Our proposed quantitative metrics based on PCA successfully overcome the defects above. From Equation (5) - (7), we can find that the metrics are distance measurement between the low-dimensional features $$ \alpha_i^{(j)} $$ and $$ {\alpha_i^{(k)}} $$ of $$ m^{(j)} $$ and $$ {m}^{(k)} $$ . Generally, the first several PCs have interpretable physical meanings^{[29, 34, 43]}. For the constructed RVE set in the present study, $$ \alpha_1 $$ represents the volume fraction of the austenitic phase and $$ \alpha_2 $$ quantifies the average size and distribution of this phase (a detailed understanding is provided in Figures S5). Thus, the metrics based on PCA can rigorously measure the degree of similarity in physical features of microstructures. In addition, when $$ \left|{\mathit{\boldsymbol{t}}}\right|_{max}>t_c $$ , the metrics are independent of $$ {\left|{\mathit{\boldsymbol{t}}}\right|_{max}} $$ , which can be demonstrated from the results in Figures S6. The reason is that the valuable information contained in autocorrelations is compressed to the first several PCs, while the lower-ranked PCs containing a large amount of redundant information are forcibly truncated, resulting in the invariance of the low-dimensional features. Therefore, the quantitative metrics based on PCA have the advantage of reliability and robustness in measuring the similarity of physical features of microstructures.

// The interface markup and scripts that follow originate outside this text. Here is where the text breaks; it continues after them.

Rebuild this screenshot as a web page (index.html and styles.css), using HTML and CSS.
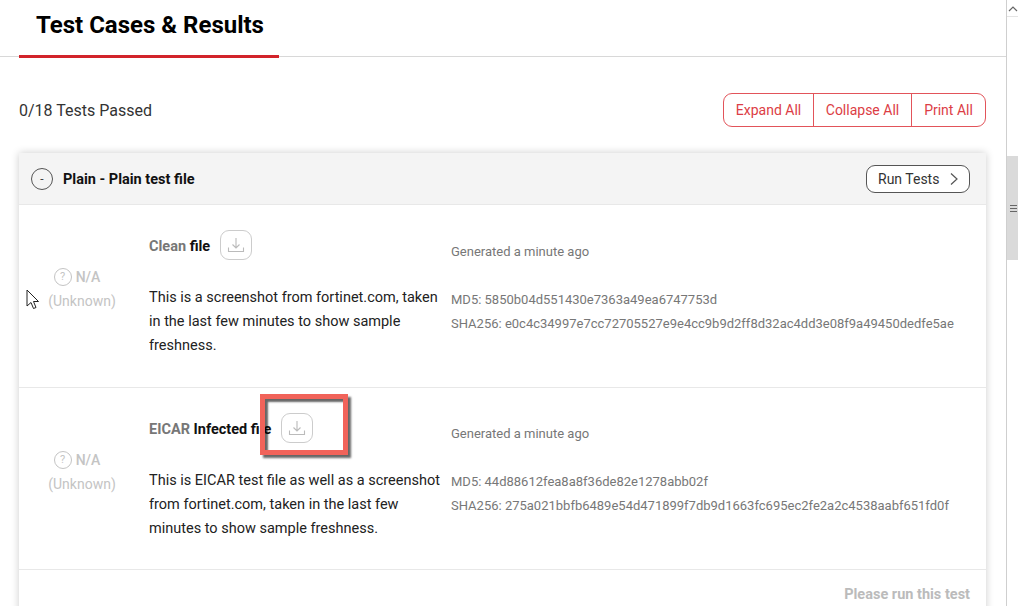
FILE: index.html
```html
<!DOCTYPE html>
<html lang="en">
<head>
    <meta charset="UTF-8">
    <title>Test Cases &amp; Results</title>
    <link rel="stylesheet" href="styles.css">
</head>
<body>
    <div class="window">
        <main class="page">
            <!-- title tab -->
            <header class="tabs">
                <h1 class="tab-active">Test Cases &amp; Results</h1>
            </header>

            <section class="summary">
                <div class="passed">0/18 Tests Passed</div>
                <div class="btn-group">
                    <button class="expand">Expand All</button>
                    <button class="collapse">Collapse All</button>
                    <button class="print">Print All</button>
                </div>
            </section>

            <!-- test group -->
            <section class="card">
                <div class="card-head">
                    <div class="group-title">
                        <span class="toggle">-</span>
                        <h2>Plain - Plain test file</h2>
                    </div>
                    <button class="run-btn">
                        Run Tests
                        <svg width="10" height="14" viewBox="0 0 10 14" fill="none" stroke="#555" stroke-width="1.2"><path d="M2 1.5 8 7l-6 5.5"/></svg>
                    </button>
                </div>

                <div class="test-row">
                    <div class="status">
                        <div class="status-top"><span class="help">?</span> N/A</div>
                        <div>(Unknown)</div>
                    </div>
                    <div class="desc">
                        <div class="file-title">
                            <h3><span class="muted">Clean</span> file</h3>
                            <span class="dl-btn">
                                <svg width="18" height="18" viewBox="0 0 18 18" fill="none" stroke="#bbb" stroke-width="1.1"><path d="M9 2v10M5.500 8.500 9 12l3.500-3.500M1.500 11.500v4h15v-4"/></svg>
                            </span>
                        </div>
                        <p>This is a screenshot from fortinet.com, taken in the last few minutes to show sample freshness.</p>
                    </div>
                    <div class="meta">
                        <div class="generated">Generated a minute ago</div>
                        <div>MD5: 5850b04d551430e7363a49ea6747753d</div>
                        <div>SHA256: e0c4c34997e7cc72705527e9e4cc9b9d2ff8d32ac4dd3e08f9a49450dedfe5ae</div>
                    </div>
                </div>

                <div class="test-row">
                    <div class="status">
                        <div class="status-top"><span class="help">?</span> N/A</div>
                        <div>(Unknown)</div>
                    </div>
                    <div class="desc">
                        <div class="file-title">
                            <h3><span class="muted">EICAR</span> Infected file</h3>
                            <span class="dl-btn">
                                <svg width="18" height="18" viewBox="0 0 18 18" fill="none" stroke="#bbb" stroke-width="1.1"><path d="M9 2v10M5.500 8.500 9 12l3.500-3.500M1.500 11.500v4h15v-4"/></svg>
                            </span>
                        </div>
                        <p>This is EICAR test file as well as a screenshot from fortinet.com, taken in the last few minutes to show sample freshness.</p>
                    </div>
                    <div class="meta">
                        <div class="generated">Generated a minute ago</div>
                        <div>MD5: 44d88612fea8a8f36de82e1278abb02f</div>
                        <div>SHA256: 275a021bbfb6489e54d471899f7db9d1663fc695ec2fe2a2c4538aabf651fd0f</div>
                    </div>
                </div>

                <div class="run-note">Please run this test</div>
            </section>
        </main>

        <!-- browser scrollbar -->
        <div class="scrollbar">
            <div class="arrow-up">
                <svg width="10" height="6" viewBox="0 0 10 6" fill="none" stroke="#666" stroke-width="1.2"><path d="M1 5l4-4 4 4"/></svg>
            </div>
            <div class="thumb"><span class="grip"></span></div>
        </div>

        <!-- annotations on top of the screenshot -->
        <div class="highlight"></div>
        <svg class="cursor" width="14" height="22" viewBox="0 0 14 22"><path d="M1 1v16l4-3.500 2.500 6 2.500-1-2.500-6H12.500z" fill="#fff" stroke="#222" stroke-width="1"/></svg>
    </div>
</body>
</html>
```

FILE: styles.css
```css
* {
    margin: 0;
    padding: 0;
    box-sizing: border-box;
    font-family: Roboto, "Liberation Sans", sans-serif;
}

body {
    background-color: #fff;
    overflow: hidden;
}

.window {
    position: relative;
    display: flex;
    width: 1018px;
    height: 606px;
    overflow: hidden;
}

.page {
    flex: 1;
    min-width: 0;
}

/* title tab */
.tabs {
    height: 57px;
    padding-left: 19px;
    border-bottom: 1px solid #d8d8d8;
}

.tab-active {
    width: 260px;
    height: 58px;
    padding: 11px 0 0 17px;
    border-bottom: 3px solid #d2232a;
    font-size: 24px;
    line-height: 28px;
    font-weight: 700;
    color: #000;
}

/* summary row */
.summary {
    display: flex;
    justify-content: space-between;
    align-items: center;
    height: 96px;
    padding: 10px 20px 0 19px;
}

.passed {
    font-size: 16px;
    color: #333;
}

.btn-group {
    display: flex;
    height: 34px;
    margin-top: -1px;
    border: 1px solid #e2545a;
    border-radius: 9px;
}

.btn-group button {
    border: none;
    background: transparent;
    color: #dc3d45;
    font-size: 14px;
}

.btn-group .expand { width: 89px; }
.btn-group .collapse { width: 99px; border-left: 1px solid #e2545a; border-right: 1px solid #e2545a; }
.btn-group .print { width: 73px; }

/* test group */
.card {
    width: 967px;
    margin-left: 19px;
    background-color: #fff;
    box-shadow: 0 0 8px rgba(0, 0, 0, 0.2);
}

.card-head {
    display: flex;
    justify-content: space-between;
    align-items: center;
    height: 52px;
    padding: 0 16px 0 12px;
    background-color: #f4f4f4;
    border-bottom: 1px solid #e8e8e8;
}

.group-title {
    display: flex;
    align-items: center;
    gap: 10px;
}

.group-title h2 {
    padding-top: 1px;
    font-size: 14.5px;
    font-weight: 700;
    color: #111;
}

.toggle {
    display: flex;
    align-items: center;
    justify-content: center;
    width: 22px;
    height: 22px;
    border: 1px solid #555;
    border-radius: 50%;
    font-size: 12px;
    color: #444;
}

.run-btn {
    display: flex;
    align-items: center;
    justify-content: space-between;
    width: 104px;
    height: 28px;
    padding: 0 10px 0 11px;
    background-color: #fff;
    border: 1px solid #555;
    border-radius: 9px;
    font-size: 14px;
    color: #333;
}

/* test rows */
.test-row {
    display: flex;
    height: 182.5px;
    border-bottom: 1px solid #e8e8e8;
}

.status {
    width: 130px;
    padding: 60px 4px 0 0;
    text-align: center;
    font-size: 14px;
    line-height: 24px;
    color: #c4c4c4;
}

.status-top {
    display: flex;
    justify-content: center;
    align-items: center;
    gap: 4px;
    padding-right: 10px;
    font-weight: 500;
}

.help {
    display: flex;
    align-items: center;
    justify-content: center;
    width: 18px;
    height: 18px;
    border: 1.5px solid #c4c4c4;
    border-radius: 50%;
    font-size: 11px;
    font-weight: 400;
}

.desc {
    width: 302px;
    padding-top: 25px;
}

.file-title {
    display: flex;
    align-items: center;
    gap: 10px;
    height: 30px;
}

.file-title h3 {
    padding-top: 3px;
    font-size: 14.5px;
    font-weight: 700;
    color: #111;
}

.muted {
    color: #777;
}

.dl-btn {
    display: flex;
    align-items: center;
    justify-content: center;
    width: 32px;
    height: 30px;
    border: 1px solid #ccc;
    border-radius: 9px;
}

.desc p {
    width: 294px;
    margin-top: 26px;
    font-size: 14.5px;
    line-height: 24px;
    color: #222;
}

.meta {
    flex: 1;
    padding-top: 34.5px;
    font-size: 13px;
    line-height: 24px;
    color: #777;
}

.generated {
    margin-bottom: 24px;
}

.run-note {
    height: 60px;
    padding: 16px 16px 0 0;
    text-align: right;
    font-size: 14.5px;
    font-weight: 700;
    color: #bbb;
}

/* scrollbar */
.scrollbar {
    position: relative;
    width: 12px;
    border-left: 1px solid #cfcfcf;
    background-color: #fff;
}

.arrow-up {
    display: flex;
    justify-content: center;
    align-items: center;
    height: 16px;
    margin-top: 1px;
    border-bottom: 1px solid #e4e4e4;
}

.thumb {
    display: flex;
    align-items: center;
    height: 104px;
    margin-top: 139px;
    padding-left: 3px;
    background-color: #dadada;
}

.grip {
    width: 7px;
    height: 7px;
    border-top: 1px solid #666;
    border-bottom: 1px solid #666;
    background: linear-gradient(#666, #666) center / 100% 1px no-repeat;
}

/* annotations */
.highlight {
    position: absolute;
    left: 260px;
    top: 394px;
    width: 88px;
    height: 61px;
    border: 5px solid #f1635a;
    box-shadow: 3px 3px 2px rgba(0, 0, 0, 0.6), inset 3px 3px 2px rgba(0, 0, 0, 0.6);
}

.cursor {
    position: absolute;
    left: 26px;
    top: 289px;
}
```
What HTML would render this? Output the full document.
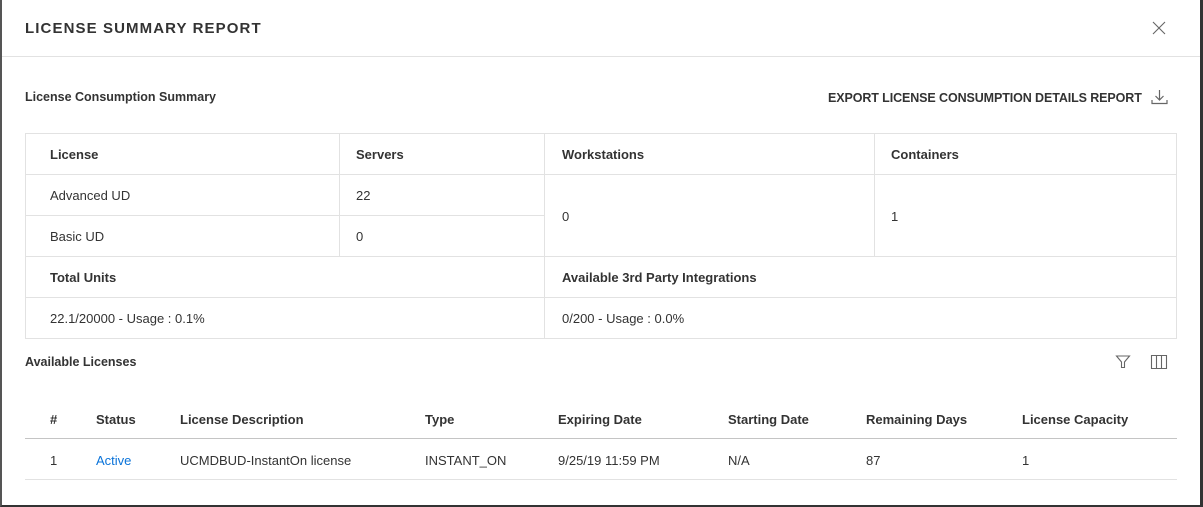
<!DOCTYPE html>
<html><head><style>
*{margin:0;padding:0;box-sizing:border-box}
body{width:1203px;height:507px;background:#fff;font-family:"Liberation Sans",sans-serif;color:#333;position:relative;overflow:hidden;font-size:13px}
.frame{position:absolute;left:0;top:0;width:1203px;height:507px;border-left:2px solid #555;border-right:3px solid #333;border-bottom:2px solid #333}
.a{position:absolute;white-space:nowrap}
.b{font-weight:bold}
.hl{position:absolute;background:#e2e2e2;height:1px}
.vl{position:absolute;background:#e2e2e2;width:1px}
</style></head><body>
<div class="frame"></div>
<div class="a b" style="left:25px;top:20px;font-size:15px;letter-spacing:1.1px;color:#333">LICENSE SUMMARY REPORT</div>
<svg class="a" style="left:1152px;top:21px" width="14" height="14"><path d="M1 1L13 13M13 1L1 13" stroke="#666" stroke-width="1.1"/></svg>
<div class="hl" style="left:2px;top:56px;width:1198px"></div>
<div class="a b" style="left:25px;top:90px;font-size:12.5px">License Consumption Summary</div>
<div class="a b" style="left:828px;top:91px;font-size:12.5px;letter-spacing:-0.1px">EXPORT LICENSE CONSUMPTION DETAILS REPORT</div>
<svg class="a" style="left:1151px;top:89px" width="17" height="16"><path d="M8.5 1V11M4.5 7L8.5 11L12.5 7M1 11V14.5H16V11" stroke="#666" stroke-width="1.2" fill="none"/></svg>
<div style="position:absolute;left:25px;top:133px;width:1152px;height:206px;border:1px solid #e2e2e2"></div>
<div class="hl" style="left:25px;top:174px;width:1152px"></div>
<div class="hl" style="left:25px;top:215px;width:520px"></div>
<div class="hl" style="left:25px;top:256px;width:1152px"></div>
<div class="hl" style="left:25px;top:297px;width:1152px"></div>
<div class="vl" style="left:339px;top:133px;height:124px"></div>
<div class="vl" style="left:544px;top:133px;height:206px"></div>
<div class="vl" style="left:874px;top:133px;height:124px"></div>
<div class="a b" style="left:50px;top:147px">License</div>
<div class="a b" style="left:356px;top:147px">Servers</div>
<div class="a b" style="left:562px;top:147px">Workstations</div>
<div class="a b" style="left:891px;top:147px">Containers</div>
<div class="a" style="left:50px;top:188px">Advanced UD</div>
<div class="a" style="left:356px;top:188px">22</div>
<div class="a" style="left:50px;top:229px">Basic UD</div>
<div class="a" style="left:356px;top:229px">0</div>
<div class="a" style="left:562px;top:209px">0</div>
<div class="a" style="left:891px;top:209px">1</div>
<div class="a b" style="left:50px;top:270px">Total Units</div>
<div class="a b" style="left:562px;top:270px">Available 3rd Party Integrations</div>
<div class="a" style="left:50px;top:311px">22.1/20000 - Usage : 0.1%</div>
<div class="a" style="left:562px;top:311px">0/200 - Usage : 0.0%</div>
<div class="a b" style="left:25px;top:355px;font-size:12.5px">Available Licenses</div>
<svg class="a" style="left:1115px;top:354px" width="16" height="16"><path d="M1.5 2H14.5L9.5 8V13.5H6.5V8Z" stroke="#666" stroke-width="1.1" fill="none"/></svg>
<svg class="a" style="left:1150px;top:354px" width="18" height="16"><path d="M1.5 1.5H16.5V14.5H1.5ZM6.5 1.5V14.5M11.5 1.5V14.5" stroke="#666" stroke-width="1.1" fill="none"/></svg>
<div class="a b" style="left:50px;top:412px">#</div>
<div class="a b" style="left:96px;top:412px">Status</div>
<div class="a b" style="left:180px;top:412px">License Description</div>
<div class="a b" style="left:425px;top:412px">Type</div>
<div class="a b" style="left:558px;top:412px">Expiring Date</div>
<div class="a b" style="left:728px;top:412px">Starting Date</div>
<div class="a b" style="left:866px;top:412px">Remaining Days</div>
<div class="a b" style="left:1022px;top:412px">License Capacity</div>
<div class="hl" style="left:25px;top:438px;width:1152px;background:#c4c4c4"></div>
<div class="a" style="left:50px;top:453px">1</div>
<div class="a" style="left:96px;top:453px;color:#0a73d9">Active</div>
<div class="a" style="left:180px;top:453px">UCMDBUD-InstantOn license</div>
<div class="a" style="left:425px;top:453px">INSTANT_ON</div>
<div class="a" style="left:558px;top:453px">9/25/19 11:59 PM</div>
<div class="a" style="left:728px;top:453px">N/A</div>
<div class="a" style="left:866px;top:453px">87</div>
<div class="a" style="left:1022px;top:453px">1</div>
<div class="hl" style="left:25px;top:479px;width:1152px"></div>
</body></html>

In summary, the differences between our metrics and $$ {D}_s $$ show up in three ways: (1) In form, $$ {D}_s $$ reflects the distance between two selected two-point statistics, while our metrics reflect the discrepancy between the low-dimensional PC features. (2) In physical meaning, $$ D_s $$ can only reflect the average degree of similarity in morphology pattern of the two-point statistics, while the rigorous measurement of the distance in physical features (phase volume fraction, average grain size, etc.) of the microstructures can also be addressed by our metrics. (3) In stability, $$ {D}_s $$ is strongly affected by the dimensionality of the two-point statistics, while our metrics are only related to the microstructures.
Advantages and limitations of the method of optimizing microstructural information
Optimization of microstructural information in this study includes two aspects: construction of RVE set and removement of redundancy. There are two premises for an RVE set: (1) the size of members is large enough to ensure statistical homogeneity in the spatial distribution of structural features that can be mapped to macroscopic mechanical properties; and (2) the dispersion of structural features in the RVE set should match the entire material sample^{[28]}. The microstructures contained in the RVE set are independent of their size and location in the samples [Figure 4 and 5], which meets the first condition. The RVE set absorbs enough structural features that its average autocorrelations converge in PCA space [Figure 6], indicating the second condition has been met. In addition, the method was successfully applied to the datasets of experimental ferrite steels, dendrite solidification of Al-Cu alloys simulated by PFM and experimental Ni-Fe-based superalloys collected in the literature, and SP linkage with high precision was established by Ridge regression. These impressive results demonstrate the advantages of scientific nature, reliability, and universality.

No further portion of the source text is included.